Machine Safety: Functional safety standard explains validation
Machine safety validation is defined by the international standard ISO 13849-2, Part 2: Validation, which specifies the procedures and conditions for analysis and testing of the specified safety functions, the category achieved, and the performance level achieved. Some functional safety reliability results from a machines’ software design. See 5 steps often used during validation.
Machine safety "validation" and "verification" are not the same. Verification, as defined by ISO 13849 (Safety of machinery - Safety-related parts of control systems) is a step performed to confirm the correct design during the engineering phase. Validation is performed later in the development and is actually one of the final steps performed in preparation for commissioning. See five steps often used during validation.
Standard for validation
Validation is defined by ISO 13849-2, Part 2: Validation. This international standard specifies the procedures and conditions to be followed for the validation by analysis and testing of the specified safety functions, category achieved, and performance level achieved by the safety-related parts of the control system (SRP/CS) designed in accordance with ISO 13849-1.
Doing this can be called a process because the overall intent is to test all of the designed functional safety measures provided and to ensure that any residual risks are tolerable. Validation considers more than just these safety functions within the control system as related to residual risks. There are also complementary measures that can affect final residual risk, in my opinion. And because a machine's operational lifecycle may span several years and modifications, an effective change management system is strongly recommended.
Finally, the entire process must be documented throughout the machine's lifecycle. The flow diagram shows a functional safety process applied to a machine's operational lifecycle.
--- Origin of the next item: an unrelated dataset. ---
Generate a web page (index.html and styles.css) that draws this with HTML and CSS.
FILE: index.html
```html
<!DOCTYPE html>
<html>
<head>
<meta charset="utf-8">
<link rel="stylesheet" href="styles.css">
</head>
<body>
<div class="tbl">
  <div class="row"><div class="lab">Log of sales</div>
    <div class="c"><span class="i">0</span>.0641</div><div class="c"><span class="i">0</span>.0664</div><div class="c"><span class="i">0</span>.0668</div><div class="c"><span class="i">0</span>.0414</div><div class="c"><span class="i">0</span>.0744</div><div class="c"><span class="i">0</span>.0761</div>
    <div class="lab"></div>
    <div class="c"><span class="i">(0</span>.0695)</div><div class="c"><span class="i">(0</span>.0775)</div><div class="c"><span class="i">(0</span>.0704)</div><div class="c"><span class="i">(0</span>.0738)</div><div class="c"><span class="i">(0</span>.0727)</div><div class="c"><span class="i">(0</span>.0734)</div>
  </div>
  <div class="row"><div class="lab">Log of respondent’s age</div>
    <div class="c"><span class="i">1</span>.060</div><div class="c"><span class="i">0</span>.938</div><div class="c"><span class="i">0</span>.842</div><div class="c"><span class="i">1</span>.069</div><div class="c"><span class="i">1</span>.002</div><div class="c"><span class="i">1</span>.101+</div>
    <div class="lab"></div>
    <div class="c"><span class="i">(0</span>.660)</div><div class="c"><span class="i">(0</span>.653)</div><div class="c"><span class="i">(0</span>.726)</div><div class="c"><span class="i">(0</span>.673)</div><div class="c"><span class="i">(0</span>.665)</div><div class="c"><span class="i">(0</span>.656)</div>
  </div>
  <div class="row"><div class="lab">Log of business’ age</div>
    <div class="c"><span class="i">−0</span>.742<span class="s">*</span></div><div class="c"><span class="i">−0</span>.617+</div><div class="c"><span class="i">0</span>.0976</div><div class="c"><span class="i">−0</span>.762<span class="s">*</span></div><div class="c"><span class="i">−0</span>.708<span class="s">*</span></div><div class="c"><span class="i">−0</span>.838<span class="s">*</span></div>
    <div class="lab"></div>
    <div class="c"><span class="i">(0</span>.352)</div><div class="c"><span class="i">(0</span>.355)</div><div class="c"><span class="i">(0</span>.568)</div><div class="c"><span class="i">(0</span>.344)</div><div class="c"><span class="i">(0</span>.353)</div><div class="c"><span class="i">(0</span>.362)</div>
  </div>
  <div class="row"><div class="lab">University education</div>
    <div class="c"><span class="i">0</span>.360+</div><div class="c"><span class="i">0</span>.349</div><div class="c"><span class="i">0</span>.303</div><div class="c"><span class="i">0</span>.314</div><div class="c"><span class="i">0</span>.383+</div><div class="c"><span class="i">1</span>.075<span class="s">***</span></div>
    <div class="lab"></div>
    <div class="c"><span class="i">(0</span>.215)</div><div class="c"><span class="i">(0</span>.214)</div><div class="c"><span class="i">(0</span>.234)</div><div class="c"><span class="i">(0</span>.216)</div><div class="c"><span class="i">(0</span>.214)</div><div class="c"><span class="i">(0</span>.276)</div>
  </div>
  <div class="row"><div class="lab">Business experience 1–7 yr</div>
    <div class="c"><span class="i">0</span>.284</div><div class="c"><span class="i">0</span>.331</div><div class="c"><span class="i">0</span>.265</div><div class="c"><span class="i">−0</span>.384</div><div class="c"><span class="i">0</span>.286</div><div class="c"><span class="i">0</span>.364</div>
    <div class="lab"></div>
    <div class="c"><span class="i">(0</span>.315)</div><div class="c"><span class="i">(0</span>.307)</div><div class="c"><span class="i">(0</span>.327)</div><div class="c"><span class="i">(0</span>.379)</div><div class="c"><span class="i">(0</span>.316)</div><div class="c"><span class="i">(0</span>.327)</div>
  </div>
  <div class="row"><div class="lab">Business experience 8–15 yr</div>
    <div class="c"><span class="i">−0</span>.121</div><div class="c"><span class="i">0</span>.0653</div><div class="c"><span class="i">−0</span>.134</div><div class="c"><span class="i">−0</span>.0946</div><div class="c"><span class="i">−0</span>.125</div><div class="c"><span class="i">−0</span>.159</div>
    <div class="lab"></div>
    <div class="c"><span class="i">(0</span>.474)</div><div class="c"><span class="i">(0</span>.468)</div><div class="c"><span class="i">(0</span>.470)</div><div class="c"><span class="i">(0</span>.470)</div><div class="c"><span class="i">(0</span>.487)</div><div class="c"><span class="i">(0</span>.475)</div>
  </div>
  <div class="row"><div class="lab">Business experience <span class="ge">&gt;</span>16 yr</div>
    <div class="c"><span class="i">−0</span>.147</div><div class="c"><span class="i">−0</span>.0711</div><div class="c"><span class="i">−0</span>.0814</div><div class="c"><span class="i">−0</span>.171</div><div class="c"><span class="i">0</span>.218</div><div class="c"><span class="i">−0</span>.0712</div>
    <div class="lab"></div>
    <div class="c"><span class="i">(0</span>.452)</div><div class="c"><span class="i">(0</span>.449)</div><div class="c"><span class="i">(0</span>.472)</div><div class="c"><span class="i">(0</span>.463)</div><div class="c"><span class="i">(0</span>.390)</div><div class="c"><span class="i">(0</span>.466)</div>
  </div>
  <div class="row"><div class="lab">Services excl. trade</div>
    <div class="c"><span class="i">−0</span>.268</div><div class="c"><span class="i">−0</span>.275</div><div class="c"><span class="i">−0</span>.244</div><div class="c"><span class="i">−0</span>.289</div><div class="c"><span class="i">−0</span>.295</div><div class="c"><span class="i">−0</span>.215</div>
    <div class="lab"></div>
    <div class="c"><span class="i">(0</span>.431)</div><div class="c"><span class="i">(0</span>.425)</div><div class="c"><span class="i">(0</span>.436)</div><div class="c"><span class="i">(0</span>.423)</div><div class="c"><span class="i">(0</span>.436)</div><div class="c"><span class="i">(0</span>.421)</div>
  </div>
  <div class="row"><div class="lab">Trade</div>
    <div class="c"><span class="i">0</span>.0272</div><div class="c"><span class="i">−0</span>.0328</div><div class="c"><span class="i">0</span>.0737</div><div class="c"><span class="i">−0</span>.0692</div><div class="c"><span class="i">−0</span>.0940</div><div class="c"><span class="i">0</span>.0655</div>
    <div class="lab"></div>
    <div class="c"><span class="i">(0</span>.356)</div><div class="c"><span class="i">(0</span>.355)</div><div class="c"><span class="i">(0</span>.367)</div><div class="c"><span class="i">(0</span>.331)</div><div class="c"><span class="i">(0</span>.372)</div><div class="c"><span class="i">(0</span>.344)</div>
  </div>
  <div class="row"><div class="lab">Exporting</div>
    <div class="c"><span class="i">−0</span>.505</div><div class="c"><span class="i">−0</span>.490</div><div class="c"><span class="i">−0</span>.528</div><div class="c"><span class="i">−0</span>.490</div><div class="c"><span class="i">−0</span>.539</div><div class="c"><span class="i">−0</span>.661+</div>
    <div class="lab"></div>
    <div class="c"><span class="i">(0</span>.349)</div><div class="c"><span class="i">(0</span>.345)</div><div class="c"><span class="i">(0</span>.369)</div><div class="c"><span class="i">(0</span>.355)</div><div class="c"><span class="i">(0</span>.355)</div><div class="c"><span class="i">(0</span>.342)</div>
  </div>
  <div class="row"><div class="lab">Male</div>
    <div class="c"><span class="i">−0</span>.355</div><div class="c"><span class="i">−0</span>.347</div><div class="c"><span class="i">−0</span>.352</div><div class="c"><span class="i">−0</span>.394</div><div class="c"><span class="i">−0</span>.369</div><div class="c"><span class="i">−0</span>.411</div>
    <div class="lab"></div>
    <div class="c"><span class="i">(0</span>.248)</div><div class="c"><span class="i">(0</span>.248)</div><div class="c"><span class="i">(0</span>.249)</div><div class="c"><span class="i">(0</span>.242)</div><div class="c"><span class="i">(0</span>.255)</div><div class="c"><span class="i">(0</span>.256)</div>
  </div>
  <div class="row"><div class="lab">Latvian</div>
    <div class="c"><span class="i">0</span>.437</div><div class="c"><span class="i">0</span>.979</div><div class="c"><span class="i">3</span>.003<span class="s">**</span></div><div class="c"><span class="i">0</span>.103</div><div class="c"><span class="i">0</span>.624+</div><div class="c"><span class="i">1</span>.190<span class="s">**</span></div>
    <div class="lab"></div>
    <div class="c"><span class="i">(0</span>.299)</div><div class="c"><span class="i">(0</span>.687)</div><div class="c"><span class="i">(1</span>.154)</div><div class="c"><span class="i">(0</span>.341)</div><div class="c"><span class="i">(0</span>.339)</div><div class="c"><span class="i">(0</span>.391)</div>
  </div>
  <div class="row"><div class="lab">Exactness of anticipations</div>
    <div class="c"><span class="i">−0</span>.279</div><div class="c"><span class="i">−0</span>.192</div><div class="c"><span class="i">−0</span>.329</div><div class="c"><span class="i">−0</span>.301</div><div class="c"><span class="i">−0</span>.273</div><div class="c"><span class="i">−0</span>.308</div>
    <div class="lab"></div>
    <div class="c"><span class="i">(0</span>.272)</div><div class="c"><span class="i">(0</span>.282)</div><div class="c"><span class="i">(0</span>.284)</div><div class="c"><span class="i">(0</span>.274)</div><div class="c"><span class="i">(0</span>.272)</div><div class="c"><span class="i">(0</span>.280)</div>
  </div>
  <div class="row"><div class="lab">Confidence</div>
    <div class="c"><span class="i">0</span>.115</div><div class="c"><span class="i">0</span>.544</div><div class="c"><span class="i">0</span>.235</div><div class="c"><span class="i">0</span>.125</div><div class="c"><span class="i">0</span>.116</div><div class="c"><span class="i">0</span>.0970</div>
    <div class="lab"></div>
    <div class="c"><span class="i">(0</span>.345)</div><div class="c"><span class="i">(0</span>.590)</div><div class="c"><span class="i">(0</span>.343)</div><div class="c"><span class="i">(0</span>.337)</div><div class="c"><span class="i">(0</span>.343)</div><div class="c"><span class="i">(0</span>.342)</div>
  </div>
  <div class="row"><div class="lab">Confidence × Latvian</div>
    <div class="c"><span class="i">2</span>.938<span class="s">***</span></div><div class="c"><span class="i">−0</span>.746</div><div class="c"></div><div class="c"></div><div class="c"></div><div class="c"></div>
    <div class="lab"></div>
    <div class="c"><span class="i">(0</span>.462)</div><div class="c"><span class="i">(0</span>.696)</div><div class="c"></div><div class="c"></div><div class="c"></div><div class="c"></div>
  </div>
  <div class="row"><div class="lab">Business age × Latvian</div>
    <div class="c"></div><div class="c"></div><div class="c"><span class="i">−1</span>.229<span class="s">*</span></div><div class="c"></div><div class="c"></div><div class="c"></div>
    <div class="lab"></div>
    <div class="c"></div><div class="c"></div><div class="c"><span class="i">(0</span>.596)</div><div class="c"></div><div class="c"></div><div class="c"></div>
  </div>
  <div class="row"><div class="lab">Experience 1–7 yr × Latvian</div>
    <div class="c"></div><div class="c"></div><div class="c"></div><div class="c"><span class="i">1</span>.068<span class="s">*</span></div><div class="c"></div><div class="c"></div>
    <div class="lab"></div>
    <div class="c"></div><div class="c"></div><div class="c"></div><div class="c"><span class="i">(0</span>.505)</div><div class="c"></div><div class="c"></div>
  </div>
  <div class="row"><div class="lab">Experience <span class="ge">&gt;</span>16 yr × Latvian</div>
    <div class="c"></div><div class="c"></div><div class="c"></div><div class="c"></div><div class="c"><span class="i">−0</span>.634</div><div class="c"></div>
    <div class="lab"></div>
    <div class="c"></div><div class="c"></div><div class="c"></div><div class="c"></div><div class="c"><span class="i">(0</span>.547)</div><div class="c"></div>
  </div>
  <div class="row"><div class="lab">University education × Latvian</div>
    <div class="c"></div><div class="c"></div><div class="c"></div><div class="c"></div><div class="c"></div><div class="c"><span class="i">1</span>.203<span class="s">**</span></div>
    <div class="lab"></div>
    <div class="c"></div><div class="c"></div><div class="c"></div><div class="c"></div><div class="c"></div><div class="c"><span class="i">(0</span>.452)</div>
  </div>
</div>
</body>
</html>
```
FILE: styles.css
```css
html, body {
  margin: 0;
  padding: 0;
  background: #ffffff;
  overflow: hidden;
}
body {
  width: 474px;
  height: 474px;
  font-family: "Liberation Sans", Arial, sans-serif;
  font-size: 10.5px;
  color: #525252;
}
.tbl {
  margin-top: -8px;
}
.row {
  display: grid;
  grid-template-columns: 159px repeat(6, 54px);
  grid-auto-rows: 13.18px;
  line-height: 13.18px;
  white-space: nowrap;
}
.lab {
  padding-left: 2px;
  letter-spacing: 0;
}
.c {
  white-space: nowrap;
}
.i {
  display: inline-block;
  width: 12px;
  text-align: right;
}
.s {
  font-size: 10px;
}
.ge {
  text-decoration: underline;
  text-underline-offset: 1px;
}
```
5 steps used in validation
Some specific steps I've seen used during the validation process include:
- Pulling a wire causing a fault to witness an intended safety function.
- Turning off power to see if the machine actually moves to its designed safe position(s).
- Actuating an e-stop device to validate zone and/or area results.
- Removing power to confirm that friction brakes are fully engaged and stopping distances are achieved.
- Disconnecting a network cable to ensure designed behavior is achieved without communication.
All of these safety measures are needed to validate reliable operation of safety devices and circuits after they have been fully implemented.
Over the past 15 years there's been a global trend to increase machine guarding using software-based approaches. Therefore, a significant portion of functional safety reliability results from a machines' software design. I believe that this is a major reason why the validation step has become a requirement. Software can be a significant source for unexpected hazards in the transference of new and retrofitted machines to production. Confirming through validation helps to achieve reliable tolerable risk.
- J.B. Titus, certified functional safety expert (CFSE), writes the Control Engineering Machine Safety Blog. Edited by Mark T. Hoske, content manager, Control Engineering, firstname.lastname@example.org.
Any questions about functional safety testing? What do you do during functional safety tests for your machines or machinery line? Submit your ideas, experiences, and challenges in the comments section below.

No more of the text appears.